The market is seeing something we dont see yet—

Just to clarify, although they are all interrelated, US budget for spending may have to keep on going but the money that banks were almost "forced" to lend out because of fed fund rate being in negative territory can reverse. Most of the money gets created out of thin air this way (banks lending out money not from savings but what the fed allows them to). Which is why I mention not enough money to push the market higher as a result of money supply decreasing.

Exactly and if they REALLY want to push the market higher than they are going to have to do it by increasing the real value of money via productivity: We need to work our a$$ off in the new year!!
 
QQQ in 2001/2 moved somewhat like Scat said. 120ish top to 90 to 60 to 30 each wave a larger percentage move. QQQ 20ish was a good buy.
 
the market is seeing something that we are either ignoring or just dont see yet. Markets just dont crash this far and this fast for no reason. Bulls will always say its an overreaction but reality may be pointing to something more ominous.

Well, I heard the same thing in 2011 and 2015-16. The most extreme "bear" (but not really bear) market was in 1987-88 as no recession occurred and the S&P 500 recovered its 33% loss in less than 2 years. I monitor a lot of economic data and it's not signalling a recession right now.
 
Chasing shorts late is usually hazardous.

I'm thinking the next relatively conservative place to short will be after W2 (correction) has completed a 50-62% retracement of the decline... if that's the kind of correction there is.

That's true. In fact, I believe the market tagged almost to the tick the .618 retrace off of the W1:1 on that flagpole rally into and post 2018 elections (11/7).
 
Years ago I studied EW. Even got a software program for it. EW devotees sometimes think they can describe and trade "every wiggle" with EW. I never found that myself. But the notion of "5 Wave" patterns is real. There is also the "rule of alternation". In a 5 wave pattern, there will be two major corrections. The rule says they will be different from each other. That is, one may be an "a-b-c flat" (which looks like what we've had this time), but the other will be some other type. Often times, that will be a triangle of "a-b-c-d-e" form... there are other kinds also.

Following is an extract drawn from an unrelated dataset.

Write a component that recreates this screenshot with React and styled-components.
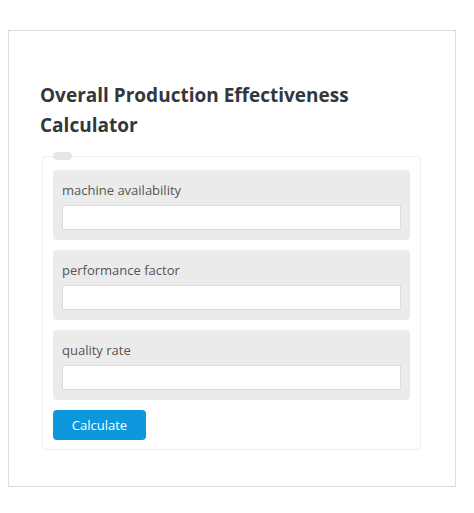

So... if my potential read is correct, we're only half-way in the 1st of 3 legs down*. EWs always leave more potential possibilities than you'd like, but as time and waves play out possibilities are eliminated one-by-one until there are only 1 or 2 left.

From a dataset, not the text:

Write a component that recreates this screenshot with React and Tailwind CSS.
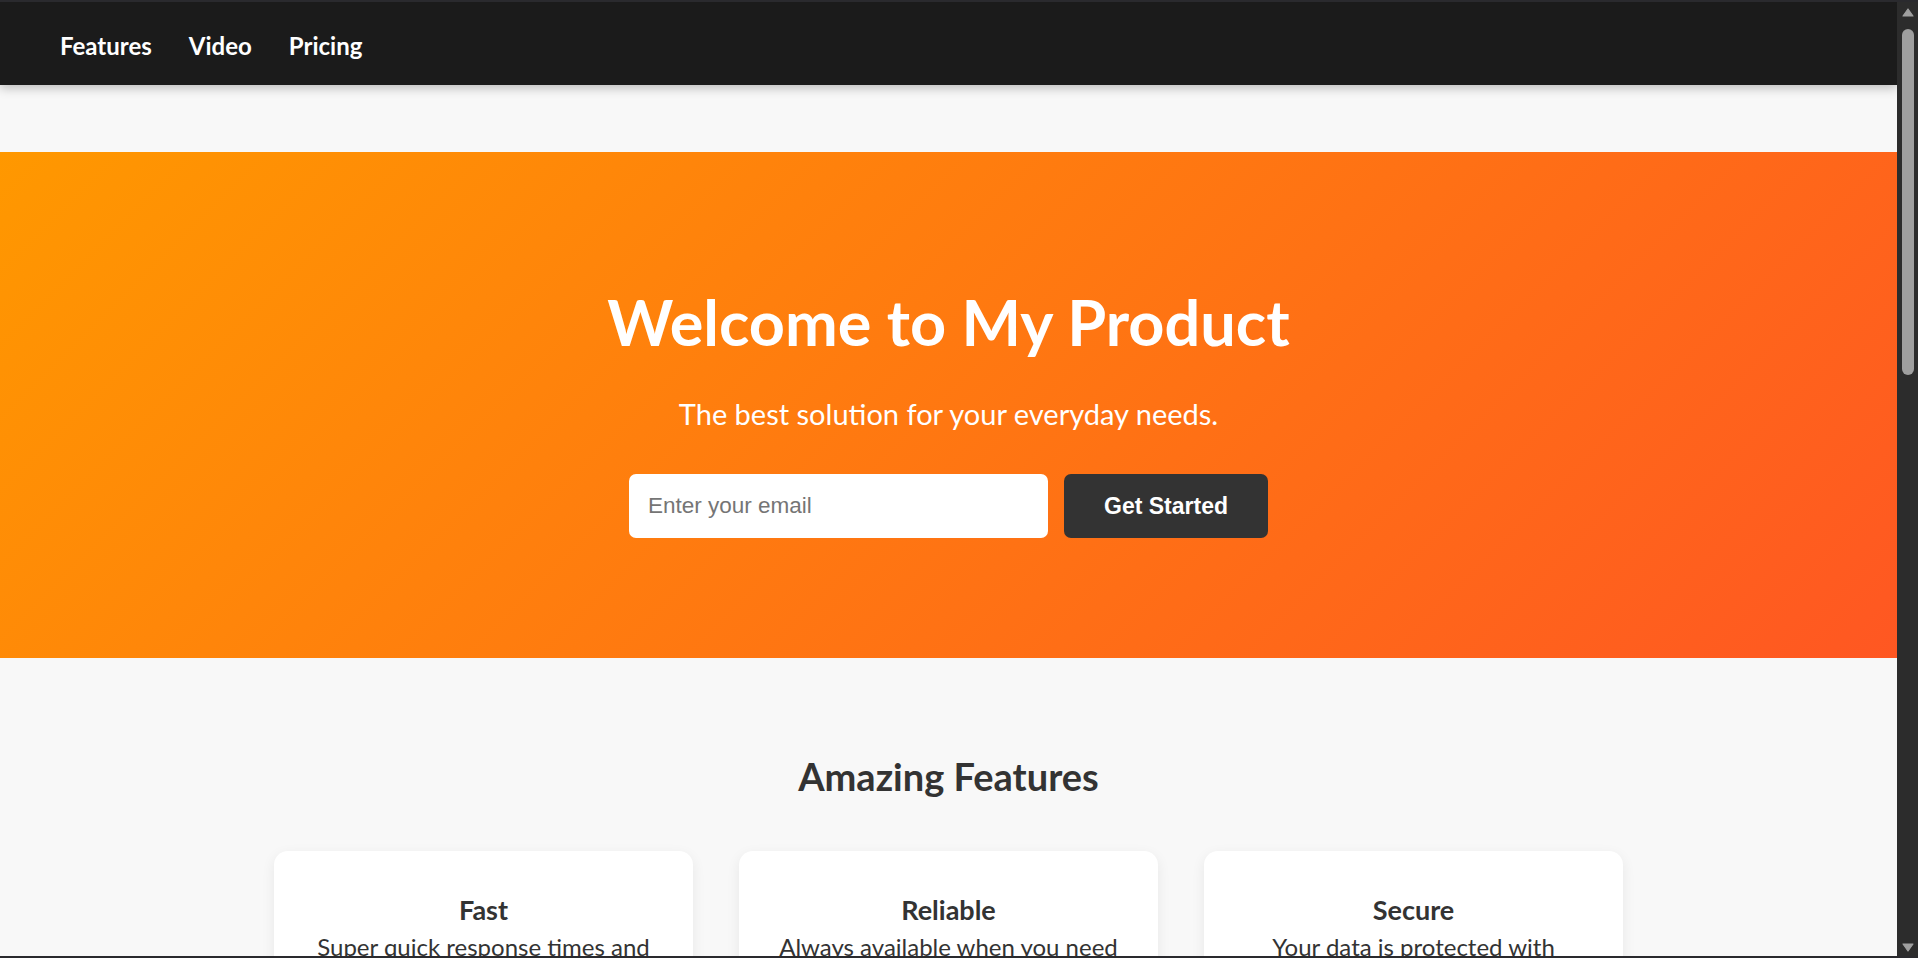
import React from 'react'

const features = [
  { title: 'Fast', text: 'Super quick response times and seamless performance for everyone.' },
  { title: 'Reliable', text: 'Always available when you need it, day or night, without fail.' },
  { title: 'Secure', text: 'Your data is protected with industry-leading encryption.' },
]

const plans = [
  { name: 'Basic', price: '$9', note: 'per month' },
  { name: 'Pro', price: '$19', note: 'per month' },
  { name: 'Enterprise', price: '$49', note: 'per month' },
]

function Arrow({ down }) {
  return (
    <svg width="12" height="9" viewBox="0 0 12 9" className={down ? 'rotate-180' : ''}>
      <path d="M6 1 L11 8 L1 8 Z" fill="#9f9f9f" stroke="#9f9f9f" strokeWidth="1.2" strokeLinejoin="round" />
    </svg>
  )
}

export default function App() {
  return (
    <div className="h-[958px] flex flex-col bg-[#2b2b2b] overflow-hidden" style={{ fontFamily: 'Lato, "Open Sans", sans-serif' }}>
      <div className="h-[2px] bg-[#2a2a2e] shrink-0" />

      <div className="flex-1 flex min-h-0">
        <div className="flex-1 overflow-hidden bg-[#f8f8f8]">
          <nav className="h-[83px] bg-[#1b1b1b] flex items-center gap-[37px] px-[60px] pt-[4px] shadow-[0_3px_10px_rgba(0,0,0,0.25)] relative z-10">
            <a className="text-white text-[24px] font-bold">Features</a>
            <a className="text-white text-[24px] font-bold">Video</a>
            <a className="text-white text-[24px] font-bold">Pricing</a>
          </nav>

          <section className="mt-[67px] h-[506px] bg-[linear-gradient(135deg,#ff9800,#ff5722)] flex flex-col items-center pt-[132px] text-white">
            <h1 className="text-[63px] leading-[1.22] font-bold">Welcome to My Product</h1>
            <p className="mt-[35px] text-[29px] leading-[1.24] font-normal">The best solution for your everyday needs.</p>
            <div className="mt-[42px] flex gap-[16px]">
              <input
                type="email"
                placeholder="Enter your email"
                className="w-[419px] h-[64px] rounded-[7px] bg-white px-[19px] text-[22.5px] text-[#333] placeholder-[#757575] outline-none"
                style={{ fontFamily: '"Liberation Sans", Arial, sans-serif' }}
              />
              <button
                className="w-[204px] h-[64px] rounded-[7px] bg-[#333333] text-white text-[23px] font-bold"
                style={{ fontFamily: '"Liberation Sans", Arial, sans-serif' }}
              >
                Get Started
              </button>
            </div>
          </section>

          <section className="pt-[96px] pb-[90px]">
            <h2 className="text-center text-[38px] leading-[1.2] font-bold text-[#333]">Amazing Features</h2>
            <div className="mt-[51px] w-[1349px] mx-auto grid grid-cols-3 gap-[46px]">
              {features.map(f => (
                <div key={f.title} className="bg-white rounded-[14px] shadow-[0_4px_14px_rgba(0,0,0,0.07)] pt-[43px] pb-[40px] px-[40px] text-center">
                  <h3 className="text-[27px] leading-[1.2] font-bold text-[#333]">{f.title}</h3>
                  <p className="mt-[3px] text-[24px] leading-[1.5] text-[#333]">{f.text}</p>
                </div>
              ))}
            </div>
          </section>

          <section className="py-[90px] bg-white">
            <h2 className="text-center text-[38px] leading-[1.2] font-bold text-[#333]">See It in Action</h2>
            <div className="mt-[50px] w-[900px] h-[506px] mx-auto rounded-[14px] bg-[#222]" />
          </section>

          <section className="py-[90px]">
            <h2 className="text-center text-[38px] leading-[1.2] font-bold text-[#333]">Pricing</h2>
            <div className="mt-[50px] w-[1349px] mx-auto grid grid-cols-3 gap-[46px]">
              {plans.map(p => (
                <div key={p.name} className="bg-white rounded-[14px] shadow-[0_4px_14px_rgba(0,0,0,0.07)] py-[43px] px-[40px] text-center">
                  <h3 className="text-[27px] font-bold text-[#333]">{p.name}</h3>
                  <p className="mt-[12px] text-[44px] font-bold text-[#ff5722]">{p.price}</p>
                  <p className="text-[20px] text-[#555]">{p.note}</p>
                </div>
              ))}
            </div>
          </section>
        </div>

        <aside className="w-[21px] shrink-0 bg-[#2c2c2c] flex flex-col items-center pt-[6px] pb-[4px]">
          <Arrow />
          <div className="mt-[12px] w-[12px] h-[346px] rounded-full bg-[#9f9f9f]" />
          <div className="flex-1" />
          <Arrow down />
        </aside>
      </div>

      <div className="h-[2px] bg-[#2a2a2e] shrink-0" />
    </div>
  )
}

*The major(only?) rule about the size of each down leg... is that W3 can't be the smallest. So if you're trying to read the wave count and yours has a 3rd wave smaller than both 1 & 5, that's not correct and you need to reconsider.
Did yesterday fit into this in any way?
 
Did yesterday fit into this in any way?

I believe so. My best read right now was that yesterday was either part or all of "W4 of 3 of 1" in the new bear market. (There is a protocol for describing the labels with larger numbers, brackets, parentheses, etc. I'm too lazy for all of that. I only care about what I believe to be the "most important picture right now". Sometimes it's not clear at all, but eventually becomes more so.) Since the high in early October, the "count" has been as close to clear as it ever gets. We'll see.

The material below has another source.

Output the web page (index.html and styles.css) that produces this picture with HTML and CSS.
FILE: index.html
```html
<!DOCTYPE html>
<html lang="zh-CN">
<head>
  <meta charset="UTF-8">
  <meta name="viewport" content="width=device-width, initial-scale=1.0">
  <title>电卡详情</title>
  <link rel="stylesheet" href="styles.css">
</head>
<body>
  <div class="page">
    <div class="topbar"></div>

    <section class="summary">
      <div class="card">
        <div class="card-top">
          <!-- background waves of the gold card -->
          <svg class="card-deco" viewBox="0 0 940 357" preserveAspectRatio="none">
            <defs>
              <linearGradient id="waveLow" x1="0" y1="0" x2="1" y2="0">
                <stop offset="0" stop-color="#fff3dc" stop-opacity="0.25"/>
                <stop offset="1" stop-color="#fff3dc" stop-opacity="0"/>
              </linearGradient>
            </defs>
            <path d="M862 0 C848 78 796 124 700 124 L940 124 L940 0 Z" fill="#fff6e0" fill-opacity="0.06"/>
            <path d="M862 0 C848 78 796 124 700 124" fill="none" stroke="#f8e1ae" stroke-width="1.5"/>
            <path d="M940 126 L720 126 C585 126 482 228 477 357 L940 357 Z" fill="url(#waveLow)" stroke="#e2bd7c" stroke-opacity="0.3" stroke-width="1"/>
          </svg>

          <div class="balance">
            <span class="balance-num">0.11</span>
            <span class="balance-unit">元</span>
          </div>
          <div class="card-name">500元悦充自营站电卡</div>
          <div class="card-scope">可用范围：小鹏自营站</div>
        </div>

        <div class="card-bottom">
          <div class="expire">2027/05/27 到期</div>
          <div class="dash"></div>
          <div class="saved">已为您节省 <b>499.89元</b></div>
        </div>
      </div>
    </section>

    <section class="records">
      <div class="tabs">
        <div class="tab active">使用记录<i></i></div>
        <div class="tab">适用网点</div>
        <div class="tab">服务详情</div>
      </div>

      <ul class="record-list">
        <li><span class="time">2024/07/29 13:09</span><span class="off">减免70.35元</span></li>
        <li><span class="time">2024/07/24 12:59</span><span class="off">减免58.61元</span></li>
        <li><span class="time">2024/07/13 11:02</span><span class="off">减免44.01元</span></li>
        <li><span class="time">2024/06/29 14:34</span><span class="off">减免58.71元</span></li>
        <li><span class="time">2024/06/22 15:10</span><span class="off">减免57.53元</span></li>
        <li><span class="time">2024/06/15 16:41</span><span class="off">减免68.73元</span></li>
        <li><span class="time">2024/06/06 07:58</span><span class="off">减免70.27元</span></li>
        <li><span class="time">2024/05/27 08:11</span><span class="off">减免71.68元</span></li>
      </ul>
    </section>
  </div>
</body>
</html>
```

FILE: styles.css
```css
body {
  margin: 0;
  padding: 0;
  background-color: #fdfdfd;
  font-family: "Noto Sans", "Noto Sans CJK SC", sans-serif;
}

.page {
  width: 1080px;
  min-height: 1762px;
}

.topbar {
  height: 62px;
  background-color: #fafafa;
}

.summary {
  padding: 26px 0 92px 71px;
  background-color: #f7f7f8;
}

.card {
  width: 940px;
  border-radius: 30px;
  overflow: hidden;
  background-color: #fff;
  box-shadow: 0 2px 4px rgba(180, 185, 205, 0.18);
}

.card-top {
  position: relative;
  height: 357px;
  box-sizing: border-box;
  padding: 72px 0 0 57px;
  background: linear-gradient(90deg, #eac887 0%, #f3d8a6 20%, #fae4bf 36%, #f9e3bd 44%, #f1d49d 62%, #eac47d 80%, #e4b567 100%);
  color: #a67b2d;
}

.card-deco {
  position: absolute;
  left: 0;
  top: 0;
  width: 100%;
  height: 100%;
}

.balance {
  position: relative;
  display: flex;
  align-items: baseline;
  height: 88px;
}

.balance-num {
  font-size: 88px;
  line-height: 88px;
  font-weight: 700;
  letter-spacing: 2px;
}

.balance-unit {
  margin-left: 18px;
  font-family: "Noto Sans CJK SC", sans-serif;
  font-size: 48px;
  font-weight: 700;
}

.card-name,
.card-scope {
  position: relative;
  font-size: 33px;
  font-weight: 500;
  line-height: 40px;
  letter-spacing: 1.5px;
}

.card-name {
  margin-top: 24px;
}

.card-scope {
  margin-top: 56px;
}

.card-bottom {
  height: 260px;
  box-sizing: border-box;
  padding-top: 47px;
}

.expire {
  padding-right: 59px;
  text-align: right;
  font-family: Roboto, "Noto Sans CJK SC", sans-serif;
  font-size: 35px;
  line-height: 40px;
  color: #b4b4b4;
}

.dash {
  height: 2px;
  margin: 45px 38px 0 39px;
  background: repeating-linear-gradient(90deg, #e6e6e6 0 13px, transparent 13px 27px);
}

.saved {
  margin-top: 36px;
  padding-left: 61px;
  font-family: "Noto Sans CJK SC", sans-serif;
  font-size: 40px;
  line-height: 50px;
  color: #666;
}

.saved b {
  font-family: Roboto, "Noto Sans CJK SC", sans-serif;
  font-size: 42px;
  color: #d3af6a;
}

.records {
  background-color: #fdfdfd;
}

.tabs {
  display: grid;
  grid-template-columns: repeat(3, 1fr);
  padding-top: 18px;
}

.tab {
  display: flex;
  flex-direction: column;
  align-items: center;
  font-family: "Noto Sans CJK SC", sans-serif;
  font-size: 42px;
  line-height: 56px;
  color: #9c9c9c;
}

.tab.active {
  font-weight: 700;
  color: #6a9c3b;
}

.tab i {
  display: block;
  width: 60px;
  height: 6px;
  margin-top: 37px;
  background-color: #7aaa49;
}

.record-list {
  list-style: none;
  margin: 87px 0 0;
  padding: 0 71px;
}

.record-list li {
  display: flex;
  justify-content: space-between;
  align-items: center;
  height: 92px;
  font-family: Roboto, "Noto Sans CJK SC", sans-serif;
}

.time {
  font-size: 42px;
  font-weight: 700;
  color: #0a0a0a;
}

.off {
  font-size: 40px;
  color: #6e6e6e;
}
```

Prector's EW work in the '70s was done before we had "interventionist markets". I often wonder if those kinds of things will make the major notions of EW invalid. Not yet AFIK.
 
I believe so. My best read right now was that yesterday was either part or all of "W4 of 3 of 1" in the new bear market. (There is a protocol for describing the labels with larger numbers, brackets, parentheses, etc. I'm too lazy for all of that. I only care about what I believe to be the "most important picture right now". Sometimes it's not clear at all, but eventually becomes more so.) Since the high in early October, the "count" has been as close to clear as it ever gets. We'll see.

Prector's EW work in the '70s was done before we had "interventionist markets". I often wonder if those kinds of things will make the major notions of EW invalid. Not yet AFIK.
:thumbsup:
 
Sometimes it's not clear at all

Pardon for quoting myself... but to give you an idea of how complicated EW can be... I once had EW software which would run all of the possible counts and highlight its "best" and "alternate" counts. I remember one time the software indicated it had run "94 MILLION" possibilities. I recall the software nailing it only 2 times.
 
I believe so. My best read right now was that yesterday was either part or all of "W4 of 3 of 1" in the new bear market. (There is a protocol for describing the labels with larger numbers, brackets, parentheses, etc. I'm too lazy for all of that. I only care about what I believe to be the "most important picture right now". Sometimes it's not clear at all, but eventually becomes more so.) Since the high in early October, the "count" has been as close to clear as it ever gets. We'll see.

Prector's EW work in the '70s was done before we had "interventionist markets". I often wonder if those kinds of things will make the major notions of EW invalid. Not yet AFIK.

Have you ever checked out Miner's book on E-Wave? I think that it's a bit more refined than Prechter's book.